The study identified a target that reacts to the implantation of biomedical materials. The findings could to improvements in insulin pump infusion sets and CGM sensors.
A study appearing this week in Nature Materials sheds light on how the body reacts to implanted biomedical devices, and this could lead to advances in the equipment that people with diabetes use to manage their disease.
People with diabetes, especially those with type 1 disease (T1D), use insulin pumps that feature infusion sets and continuous glucose monitors (CGM) that work with sensors, which are inserted in the body. Parts of these systems that penetrate the skin must be replaced once the body’s immune response creates what is called a fibrotic cascade, causing a reaction against the device that no longer allows the insertion point to be “read” correctly. After a certain number of days, the device can no longer deliver insulin or read blood glucose.
The cost of replacing sensors and infusion sets is a burden both for people with diabetes and for payers. After a time, scarring from past infusion sites can make finding new ones a challenge. Immune response to biomedical material is not only an issue for current devices—it’s also a challenge for researchers designing cell encapsulation devices that would allow insulin to be delivered in a “pill.”
The study, funded by the JDRF and the Leona M and Harry B. Helmsley Charitable Trust, identified colony stimulating factor-1 receptor (CSF1R), which increased significantly when biomedical materials were implanted in rodents and non-human primates, indicating a strong immune response. Researchers tested materials such as ceramic, polymer, and hydrogel.
By contrast, inhibiting CSF1R improves the body’s receptiveness to biomedical material, reducing the scarring known as fibrosis without limiting healing. “Our results indicate that targeting CSF1R may allow for a more selective method of fibrosis inhibition, and improve biomedical biocompatibility without the need for broad immunosuppression,” the authors wrote.
JDRF Chief Mission Officer Aaron Kowalski, PhD, heralded the findings.

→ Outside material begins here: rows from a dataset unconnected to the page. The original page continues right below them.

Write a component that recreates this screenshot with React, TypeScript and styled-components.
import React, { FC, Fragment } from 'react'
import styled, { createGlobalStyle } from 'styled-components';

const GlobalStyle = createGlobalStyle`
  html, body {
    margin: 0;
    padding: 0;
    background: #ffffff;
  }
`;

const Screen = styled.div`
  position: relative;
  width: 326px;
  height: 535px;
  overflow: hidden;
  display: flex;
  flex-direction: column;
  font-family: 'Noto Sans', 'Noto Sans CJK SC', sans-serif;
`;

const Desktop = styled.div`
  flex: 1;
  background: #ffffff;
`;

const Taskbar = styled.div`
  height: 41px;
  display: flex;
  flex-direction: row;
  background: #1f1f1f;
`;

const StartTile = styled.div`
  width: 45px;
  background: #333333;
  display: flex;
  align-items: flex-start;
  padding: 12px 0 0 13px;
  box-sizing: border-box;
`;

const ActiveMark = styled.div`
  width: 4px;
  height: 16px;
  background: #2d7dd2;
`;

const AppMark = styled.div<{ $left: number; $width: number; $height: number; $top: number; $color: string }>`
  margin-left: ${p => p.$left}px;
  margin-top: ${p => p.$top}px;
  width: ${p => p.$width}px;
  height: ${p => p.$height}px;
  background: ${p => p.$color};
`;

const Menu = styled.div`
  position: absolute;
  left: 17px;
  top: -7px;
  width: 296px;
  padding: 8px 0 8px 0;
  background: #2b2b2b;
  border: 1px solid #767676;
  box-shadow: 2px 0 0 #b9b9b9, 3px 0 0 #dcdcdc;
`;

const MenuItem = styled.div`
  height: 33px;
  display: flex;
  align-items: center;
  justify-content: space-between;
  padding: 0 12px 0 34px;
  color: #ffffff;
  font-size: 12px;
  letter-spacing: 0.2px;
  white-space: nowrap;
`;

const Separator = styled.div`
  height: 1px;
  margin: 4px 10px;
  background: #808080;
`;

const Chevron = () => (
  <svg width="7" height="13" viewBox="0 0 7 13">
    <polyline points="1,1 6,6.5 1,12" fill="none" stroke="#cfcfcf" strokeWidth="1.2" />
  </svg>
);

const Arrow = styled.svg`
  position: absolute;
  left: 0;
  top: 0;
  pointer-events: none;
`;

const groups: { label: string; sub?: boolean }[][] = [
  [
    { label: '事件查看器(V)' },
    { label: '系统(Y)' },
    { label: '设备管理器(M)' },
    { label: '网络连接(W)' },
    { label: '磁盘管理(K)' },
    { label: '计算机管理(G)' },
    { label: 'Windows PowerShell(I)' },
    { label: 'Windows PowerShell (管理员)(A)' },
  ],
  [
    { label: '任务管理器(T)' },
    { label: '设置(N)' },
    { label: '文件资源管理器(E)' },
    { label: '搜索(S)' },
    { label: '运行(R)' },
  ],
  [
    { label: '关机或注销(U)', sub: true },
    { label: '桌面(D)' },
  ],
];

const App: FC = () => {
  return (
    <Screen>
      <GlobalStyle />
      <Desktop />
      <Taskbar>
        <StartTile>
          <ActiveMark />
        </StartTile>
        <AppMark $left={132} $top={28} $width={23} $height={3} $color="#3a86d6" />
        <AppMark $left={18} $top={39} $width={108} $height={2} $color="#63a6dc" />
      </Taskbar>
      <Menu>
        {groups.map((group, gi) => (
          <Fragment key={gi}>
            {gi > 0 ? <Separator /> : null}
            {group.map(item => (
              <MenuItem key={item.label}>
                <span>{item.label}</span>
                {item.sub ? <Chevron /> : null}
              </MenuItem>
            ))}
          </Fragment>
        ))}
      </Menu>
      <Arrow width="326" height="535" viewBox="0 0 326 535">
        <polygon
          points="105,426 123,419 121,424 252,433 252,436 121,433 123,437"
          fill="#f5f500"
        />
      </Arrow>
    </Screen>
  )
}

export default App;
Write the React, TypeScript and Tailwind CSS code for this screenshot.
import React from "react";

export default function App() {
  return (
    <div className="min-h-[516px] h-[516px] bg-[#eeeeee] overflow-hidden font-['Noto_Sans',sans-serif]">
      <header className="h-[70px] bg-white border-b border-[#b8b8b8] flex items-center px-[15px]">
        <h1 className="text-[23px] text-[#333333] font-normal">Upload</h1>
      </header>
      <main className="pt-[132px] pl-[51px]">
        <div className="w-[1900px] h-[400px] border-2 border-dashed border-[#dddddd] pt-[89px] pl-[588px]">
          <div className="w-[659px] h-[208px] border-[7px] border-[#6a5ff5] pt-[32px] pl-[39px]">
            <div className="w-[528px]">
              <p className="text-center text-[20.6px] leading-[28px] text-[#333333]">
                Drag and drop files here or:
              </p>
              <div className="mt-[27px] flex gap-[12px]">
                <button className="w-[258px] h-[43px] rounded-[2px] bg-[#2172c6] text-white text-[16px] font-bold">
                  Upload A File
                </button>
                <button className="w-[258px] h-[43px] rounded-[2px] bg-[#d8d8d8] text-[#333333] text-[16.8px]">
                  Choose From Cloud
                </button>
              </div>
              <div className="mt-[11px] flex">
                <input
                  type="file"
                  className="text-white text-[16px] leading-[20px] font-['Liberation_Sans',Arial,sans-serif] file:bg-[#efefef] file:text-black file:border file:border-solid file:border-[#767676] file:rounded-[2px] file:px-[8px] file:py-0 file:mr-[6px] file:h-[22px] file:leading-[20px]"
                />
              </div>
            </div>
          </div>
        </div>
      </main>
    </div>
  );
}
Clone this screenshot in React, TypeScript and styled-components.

“For people with type 1 diabetes, these advances could help improve insulin pump infusion sets, continuous glucose monitors and encapsulation therapies,” he said. “By understanding how to target and prevent unnecessary immune responses to the materials used in medical devices, we can provide therapies that work more effectively and with fewer negative side effects. That would be an incredible step forward in JDRF’s mission to cure, prevent, and treat T1D.”
Doloff JC, Veiseh O, Vegas AJ, et al. Colony stimulating factor-1 receptor is a central component of the foreign body response to biomaterial implants in rodents and non-human primates [published online March 20, 2017]. Nat Mater. 2017; doi:10.1038/nmat4866.